2. **Derivative of Part 1: $x^{2} e^{x}$**
This part is like a multiplication problem, so we use the product rule! The product rule says if you have two functions multiplied together, like $u \cdot v$, its derivative is $u'v + uv'$.
* Let $u = x^2$. Its derivative, $u'$, is $2x$. (Remember, bring the power down and subtract 1 from the power!)
* Let $v = e^x$. Its derivative, $v'$, is just $e^x$. (The derivative of $e^x$ is super special, it's just itself!)
* So, for $x^{2} e^{x}$, the derivative is $(2x)e^x + (x^2)e^x$.

3. **Derivative of Part 2: $-2 x e^{x}$**
This part has a number, -2, multiplied by $x e^x$. The constant number just stays there, and we find the derivative of $x e^x$.
Again, we use the product rule for $x e^x$:
* Let $u = x$. Its derivative, $u'$, is $1$.
* Let $v = e^x$. Its derivative, $v'$, is $e^x$.
* So, for $x e^x$, the derivative is $(1)e^x + (x)e^x = e^x + xe^x$.
* Now, don't forget the -2 we had outside!

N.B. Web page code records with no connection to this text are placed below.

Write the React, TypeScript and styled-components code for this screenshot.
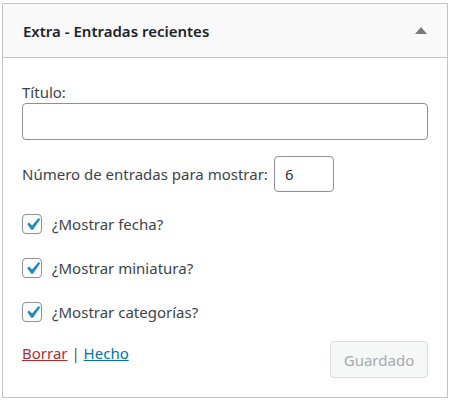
import React from "react";
import styled, { createGlobalStyle } from "styled-components";

const Global = createGlobalStyle`
  html, body { margin: 0; padding: 0; background: #fff; }
  body { font-family: "Noto Sans", "Open Sans", sans-serif; color: #3c434a; }
  * { box-sizing: border-box; }
`;

const Page = styled.div`
  padding: 3px 2px 0 2px;
  width: 450px;
`;

const Widget = styled.div`
  border: 1px solid #c3c4c7;
  background: #fff;
  width: 446px;
`;

const Header = styled.div`
  height: 54px;
  background: #f9f9f9;
  border-bottom: 1px solid #c3c4c7;
  display: flex;
  align-items: center;
  justify-content: space-between;
  padding: 0 20px 0 20px;
`;

const Title = styled.h3`
  margin: 0;
  font-size: 15px;
  font-weight: 600;
  color: #1d2327;
`;

const Arrow = styled.span`
  width: 0;
  height: 0;
  border-left: 6px solid transparent;
  border-right: 6px solid transparent;
  border-bottom: 7px solid #787c82;
`;

const Body = styled.div`
  padding: 24px 19px 19px 19px;
  display: flex;
  flex-direction: column;
`;

const Label = styled.label`
  font-size: 15px;
  line-height: 20px;
  display: block;
`;

const TextInput = styled.input`
  display: block;
  width: 406px;
  height: 37px;
  margin-top: 1px;
  border: 1px solid #8c8f94;
  border-radius: 4px;
  font-size: 15px;
  padding: 0 8px;
  font-family: inherit;
`;

const NumberRow = styled.div`
  display: flex;
  align-items: center;
  gap: 6px;
  margin-top: 16px;
  font-size: 15px;
`;

const NumberInput = styled.input`
  width: 60px;
  height: 36px;
  border: 1px solid #8c8f94;
  border-radius: 4px;
  font-size: 15px;
  padding: 0 10px;
  font-family: inherit;
  color: #2c3338;
`;

const CheckList = styled.div`
  display: flex;
  flex-direction: column;
  gap: 24px;
  margin-top: 22px;
`;

const CheckRow = styled.label`
  display: flex;
  align-items: center;
  gap: 10px;
  font-size: 15px;
  line-height: 20px;
`;

const Box = styled.span`
  position: relative;
  width: 20px;
  height: 20px;
  border: 1px solid #8c8f94;
  border-radius: 4px;
  background: #fff;
  flex: none;

  svg {
    position: absolute;
    left: -3px;
    top: -3px;
  }
`;

const Footer = styled.div`
  display: flex;
  justify-content: space-between;
  align-items: flex-start;
  margin-top: 19px;
`;

const Links = styled.div`
  font-size: 15px;
  color: #50575e;
  padding-top: 2px;
`;

const Link = styled.a<{ $tone: "red" | "blue" }>`
  color: ${(p) => (p.$tone === "red" ? "#b32d2e" : "#0073aa")};
  text-decoration: underline;
`;

const Button = styled.button`
  width: 98px;
  height: 37px;
  background: #f6f7f7;
  border: 1px solid #dcdcde;
  border-radius: 4px;
  color: #a7aaad;
  font-size: 15px;
  font-family: inherit;
`;

const Check = () => (
  <Box>
    <svg width="25" height="25" viewBox="0 0 20 20">
      <path d="M14.83 4.89l1.34.94-5.81 8.38H9.02L5.78 9.67l1.34-1.25 2.57 2.4z" fill="#1e8cbe" />
    </svg>
  </Box>
);

export default function App() {
  return (
    <>
      <Global />
      <Page>
        <Widget>
          <Header>
            <Title>Extra - Entradas recientes</Title>
            <Arrow />
          </Header>
          <Body>
            <Label>Título:</Label>
            <TextInput type="text" />
            <NumberRow>
              <span>Número de entradas para mostrar:</span>
              <NumberInput type="text" defaultValue="6" />
            </NumberRow>
            <CheckList>
              <CheckRow><Check />¿Mostrar fecha?</CheckRow>
              <CheckRow><Check />¿Mostrar miniatura?</CheckRow>
              <CheckRow><Check />¿Mostrar categorías?</CheckRow>
            </CheckList>
            <Footer>
              <Links>
                <Link $tone="red" href="#">Borrar</Link> | <Link $tone="blue" href="#">Hecho</Link>
              </Links>
              <Button disabled>Guardado</Button>
            </Footer>
          </Body>
        </Widget>
      </Page>
    </>
  );
}
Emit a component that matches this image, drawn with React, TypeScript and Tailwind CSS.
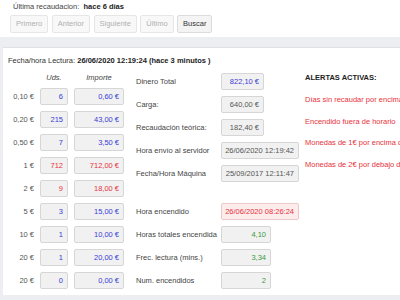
const coins = [
  { label: "0,10 €", uds: "6", importe: "0,60 €", red: false },
  { label: "0,20 €", uds: "215", importe: "43,00 €", red: false },
  { label: "0,50 €", uds: "7", importe: "3,50 €", red: false },
  { label: "1 €", uds: "712", importe: "712,00 €", red: true },
  { label: "2 €", uds: "9", importe: "18,00 €", red: true },
  { label: "5 €", uds: "3", importe: "15,00 €", red: false },
  { label: "10 €", uds: "1", importe: "10,00 €", red: false },
  { label: "20 €", uds: "1", importe: "20,00 €", red: false },
  { label: "20 €", uds: "0", importe: "0,00 €", red: false },
];

const alerts = [
  "Días sin recaudar por encima del límite",
  "Encendido fuera de horario",
  "Monedas de 1€ por encima del límite",
  "Monedas de 2€ por debajo del límite",
];

function Box({ children, className }: { children: React.ReactNode; className: string }) {
  return (
    <div className={"h-[17px] flex items-center justify-end pr-[4px] rounded-[2px] border " + className}>
      {children}
    </div>
  );
}

function InfoRow({ label, children }: { label: string; children: React.ReactNode }) {
  return (
    <div className="flex items-center h-[17px]">
      <span className="w-[85px] text-[#444]">{label}</span>
      {children}
    </div>
  );
}

export default function App() {
  const nav = ["Primero", "Anterior", "Siguiente", "Último"];
  const plain = "bg-[#f1f1f1] border-[#d6d6d6]";

  return (
    <div className="w-[400px] h-[300px] overflow-hidden bg-[#eceef1] font-['Liberation_Sans',Arial,sans-serif] text-[7.5px] leading-none">
      {/* top card */}
      <div className="bg-white h-[37px] pl-[13px] pt-[3px]">
        <p className="text-[#444]">
          Última recaudacion:&nbsp; <b className="text-[#222]">hace 6 días</b>
        </p>
        <div className="flex gap-[3.5px] ml-[-3px] mt-[4px]">
          {nav.map((n) => (
            <button
              key={n}
              className="h-[18px] px-[5px] rounded-[2px] border border-[#e6e6e6] bg-[#f8f8f8] text-[#b0b0b0]"
            >
              {n}
            </button>
          ))}
          <button className="h-[18px] px-[5px] rounded-[2px] border border-[#dcdcdc] bg-[#f4f4f4] text-[#333]">
            Buscar
          </button>
        </div>
      </div>

      {/* reading card */}
      <div className="mt-[10px] ml-[3px] bg-white h-[248px] border-t border-[#dfe1e4]">
        <p className="pl-[5px] pt-[9px] h-[23px] text-[#333]">
          Fecha/hora Lectura: <b className="text-[#222]">26/06/2020 12:19:24 (hace 3 minutos )</b>
        </p>

        <div className="flex">
          {/* coins */}
          <div className="flex flex-col">
            <div className="flex h-[14px] items-center italic text-[#444]">
              <span className="w-[31px]" />
              <span className="ml-[6px] w-[28px] text-center">Uds.</span>
              <span className="ml-[6px] w-[50px] text-center">Importe</span>
            </div>
            <div className="flex flex-col gap-[6px] mt-[3px]">
              {coins.map((c, i) => (
                <div key={i} className="flex items-center">
                  <span className="w-[31px] text-right text-[#555]">{c.label}</span>
                  <Box className={"ml-[6px] w-[28px] " + plain + (c.red ? " text-[#e8323c]" : " text-[#3b3bd9]")}>
                    {c.uds}
                  </Box>
                  <Box className={"ml-[6px] w-[50px] " + plain + (c.red ? " text-[#e8323c]" : " text-[#3b3bd9]")}>
                    {c.importe}
                  </Box>
                </div>
              ))}
            </div>
          </div>

          {/* totals */}
          <div className="ml-[12px] mt-[2px] flex flex-col gap-[6px]">
            <InfoRow label="Dinero Total">
              <Box className={"w-[43px] text-[#3b3bd9] " + plain}>822,10 €</Box>
            </InfoRow>
            <InfoRow label="Carga:">
              <Box className={"w-[43px] text-[#555] " + plain}>640,00 €</Box>
            </InfoRow>
            <InfoRow label="Recaudación teórica:">
              <Box className={"w-[43px] text-[#555] " + plain}>182,40 €</Box>
            </InfoRow>
            <InfoRow label="Hora envío al servidor">
              <Box className={"w-[78px] text-[#555] " + plain}>26/06/2020 12:19:42</Box>
            </InfoRow>
            <InfoRow label="Fecha/Hora Máquina">
              <Box className={"w-[78px] text-[#555] " + plain}>25/09/2017 12:11:47</Box>
            </InfoRow>
            <div className="mt-[15px]">
              <InfoRow label="Hora encendido">
                <Box className="w-[78px] text-[#e8323c] bg-[#fcecec] border-[#ecc9c9]">26/06/2020 08:26:24</Box>
              </InfoRow>
            </div>
            <InfoRow label="Horas totales encendida">
              <Box className={"w-[50px] text-[#3a9a3a] " + plain}>4,10</Box>
            </InfoRow>
            <InfoRow label="Frec. lectura (mins.)">
              <Box className={"w-[50px] text-[#3a9a3a] " + plain}>3,34</Box>
            </InfoRow>
            <InfoRow label="Num. encendidos">
              <Box className={"w-[50px] text-[#3a9a3a] " + plain}>2</Box>
            </InfoRow>
          </div>

          {/* alerts */}
          <div className="ml-[6px] flex flex-col whitespace-nowrap">
            <div className="h-[14px] flex items-center font-bold text-[#222]">ALERTAS ACTIVAS:</div>
            <div className="mt-[4px] flex flex-col">
              {alerts.map((a) => (
                <div key={a} className="h-[21.5px] flex items-center text-[#e8323c]">
                  {a}
                </div>
              ))}
            </div>
          </div>
        </div>
      </div>
    </div>
  );
}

So, the derivative of $-2 x e^{x}$ is $-2(e^x + xe^x) = -2e^x - 2xe^x$.

4. **Derivative of Part 3: $+2 e^{x}$**
This part is simpler! It's just a number, 2, multiplied by $e^x$.
* The derivative of $e^x$ is $e^x$.
* So, the derivative of $2 e^{x}$ is $2e^x$.

5. **Put it all together!**
Now we just add up all the derivatives we found:
$y' = (2xe^x + x^2e^x) + (-2e^x - 2xe^x) + (2e^x)$

6. **Simplify!**
Let's look for terms that can cancel each other out or be combined.
$y' = 2xe^x + x^2e^x - 2e^x - 2xe^x + 2e^x$

* See the $2xe^x$ and the $-2xe^x$? They're opposites, so they cancel out! (Like having 2 apples and then eating 2 apples, you have zero!)
* See the $-2e^x$ and the $2e^x$? They're opposites too, so they cancel out!

What's left? Just $x^2e^x$!

So, the derivative of the whole function is $x^2e^x$. Cool, right?